*Description of the task*
Take the line containing "Emit a component" as the first line and the line containing "const Eq = ()" as the last, and output that span verbatim without any images.

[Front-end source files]
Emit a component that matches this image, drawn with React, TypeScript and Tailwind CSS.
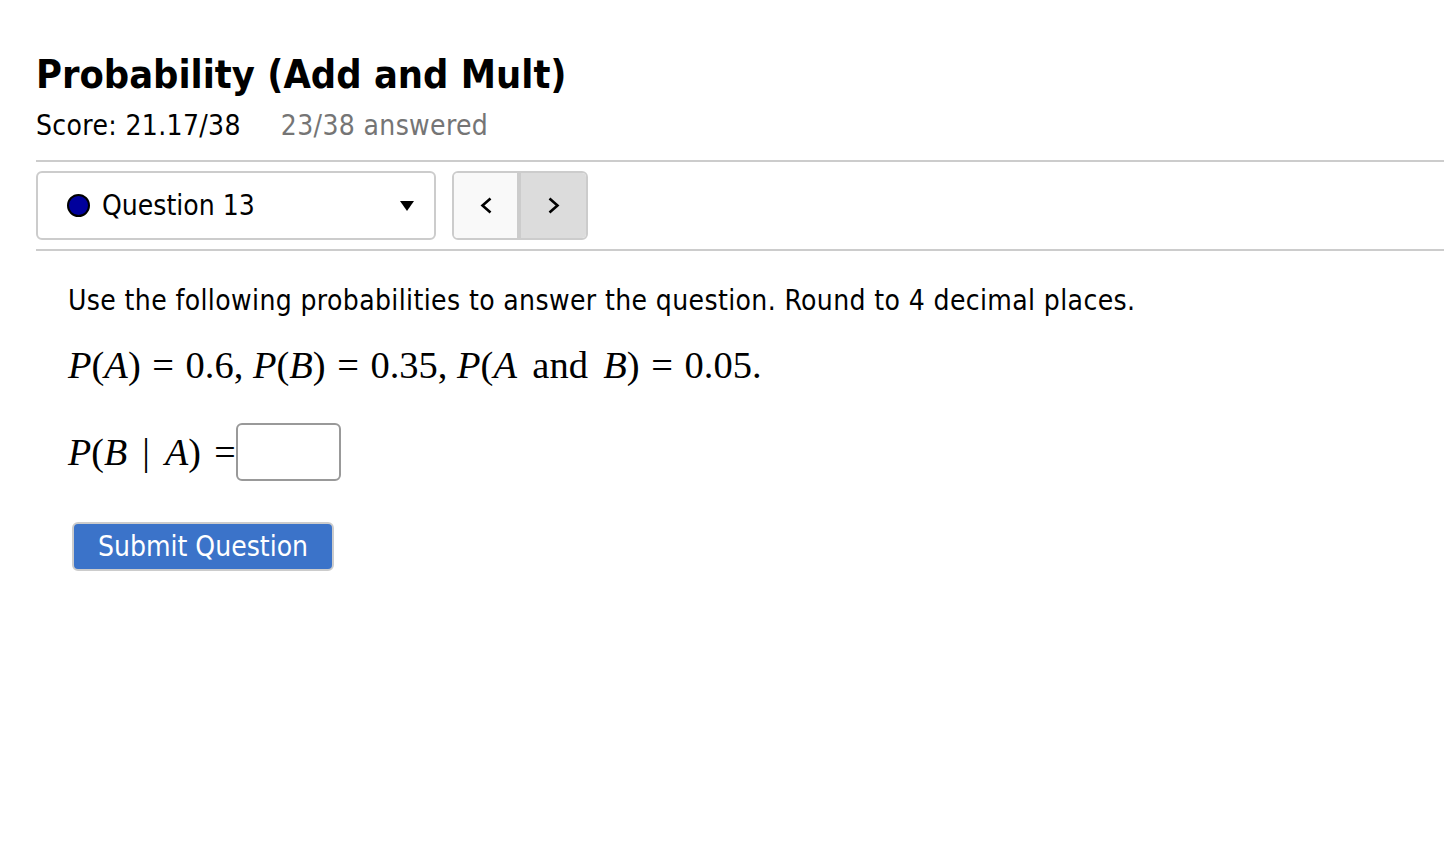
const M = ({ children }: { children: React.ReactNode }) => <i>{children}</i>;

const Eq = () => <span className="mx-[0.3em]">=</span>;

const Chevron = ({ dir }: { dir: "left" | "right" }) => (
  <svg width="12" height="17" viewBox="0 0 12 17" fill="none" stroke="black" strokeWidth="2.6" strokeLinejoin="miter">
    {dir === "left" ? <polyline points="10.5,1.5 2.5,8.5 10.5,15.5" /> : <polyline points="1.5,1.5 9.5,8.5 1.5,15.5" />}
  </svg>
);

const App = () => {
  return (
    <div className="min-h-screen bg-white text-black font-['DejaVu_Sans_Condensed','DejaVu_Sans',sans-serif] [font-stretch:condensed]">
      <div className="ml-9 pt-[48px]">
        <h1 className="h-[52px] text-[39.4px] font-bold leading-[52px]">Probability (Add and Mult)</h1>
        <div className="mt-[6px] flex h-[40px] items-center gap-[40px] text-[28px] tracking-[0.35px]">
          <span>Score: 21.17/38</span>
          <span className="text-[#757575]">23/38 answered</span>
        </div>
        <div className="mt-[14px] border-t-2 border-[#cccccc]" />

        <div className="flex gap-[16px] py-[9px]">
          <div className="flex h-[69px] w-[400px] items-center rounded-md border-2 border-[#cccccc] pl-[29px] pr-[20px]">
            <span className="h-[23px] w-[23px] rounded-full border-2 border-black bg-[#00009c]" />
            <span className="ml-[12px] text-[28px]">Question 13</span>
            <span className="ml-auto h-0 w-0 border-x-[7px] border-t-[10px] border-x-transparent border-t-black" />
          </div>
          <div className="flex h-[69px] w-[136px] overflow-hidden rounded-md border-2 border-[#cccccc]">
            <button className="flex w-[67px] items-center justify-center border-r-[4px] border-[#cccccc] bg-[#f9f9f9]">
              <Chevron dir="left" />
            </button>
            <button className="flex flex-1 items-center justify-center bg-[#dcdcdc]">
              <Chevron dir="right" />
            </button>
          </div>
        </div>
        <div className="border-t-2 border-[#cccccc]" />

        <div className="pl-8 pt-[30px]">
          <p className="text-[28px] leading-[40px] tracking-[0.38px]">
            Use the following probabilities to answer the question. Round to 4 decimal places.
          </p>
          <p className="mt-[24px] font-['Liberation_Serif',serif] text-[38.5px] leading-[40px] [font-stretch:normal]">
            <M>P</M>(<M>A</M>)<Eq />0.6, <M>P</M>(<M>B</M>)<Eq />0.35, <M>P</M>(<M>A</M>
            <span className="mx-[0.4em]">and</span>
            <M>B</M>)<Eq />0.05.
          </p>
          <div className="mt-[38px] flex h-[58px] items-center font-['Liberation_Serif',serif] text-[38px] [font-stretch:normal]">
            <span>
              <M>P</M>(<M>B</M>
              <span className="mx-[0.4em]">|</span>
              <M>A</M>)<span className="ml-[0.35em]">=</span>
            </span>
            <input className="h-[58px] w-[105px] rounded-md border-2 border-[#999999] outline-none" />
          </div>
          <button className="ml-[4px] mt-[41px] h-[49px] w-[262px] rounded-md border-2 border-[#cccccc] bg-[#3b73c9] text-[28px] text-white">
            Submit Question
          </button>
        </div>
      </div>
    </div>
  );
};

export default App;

==

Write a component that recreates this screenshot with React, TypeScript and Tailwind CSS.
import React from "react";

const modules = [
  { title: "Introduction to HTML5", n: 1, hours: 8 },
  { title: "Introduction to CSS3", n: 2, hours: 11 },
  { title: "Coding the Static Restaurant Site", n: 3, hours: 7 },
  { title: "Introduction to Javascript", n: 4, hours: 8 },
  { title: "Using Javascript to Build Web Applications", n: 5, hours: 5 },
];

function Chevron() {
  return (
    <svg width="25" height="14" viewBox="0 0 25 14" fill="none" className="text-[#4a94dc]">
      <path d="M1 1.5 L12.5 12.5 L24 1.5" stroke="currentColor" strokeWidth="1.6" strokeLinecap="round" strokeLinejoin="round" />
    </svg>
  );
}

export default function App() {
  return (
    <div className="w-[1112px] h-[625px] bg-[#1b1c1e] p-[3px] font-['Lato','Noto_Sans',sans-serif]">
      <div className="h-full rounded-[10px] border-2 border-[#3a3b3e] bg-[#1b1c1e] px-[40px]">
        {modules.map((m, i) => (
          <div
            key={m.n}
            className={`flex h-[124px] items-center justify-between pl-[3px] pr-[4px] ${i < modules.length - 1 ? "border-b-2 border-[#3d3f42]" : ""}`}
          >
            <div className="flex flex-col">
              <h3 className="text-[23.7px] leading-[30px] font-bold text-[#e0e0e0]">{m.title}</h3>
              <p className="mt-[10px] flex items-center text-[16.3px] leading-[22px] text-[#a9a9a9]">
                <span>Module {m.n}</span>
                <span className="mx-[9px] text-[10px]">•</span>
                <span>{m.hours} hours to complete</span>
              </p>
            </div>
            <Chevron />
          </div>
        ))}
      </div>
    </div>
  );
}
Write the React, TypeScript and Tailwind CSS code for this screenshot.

*Response*
Emit a component that matches this image, drawn with React, TypeScript and Tailwind CSS.
const M = ({ children }: { children: React.ReactNode }) => <i>{children}</i>;

const Eq = () => <span className="mx-[0.3em]">=</span>;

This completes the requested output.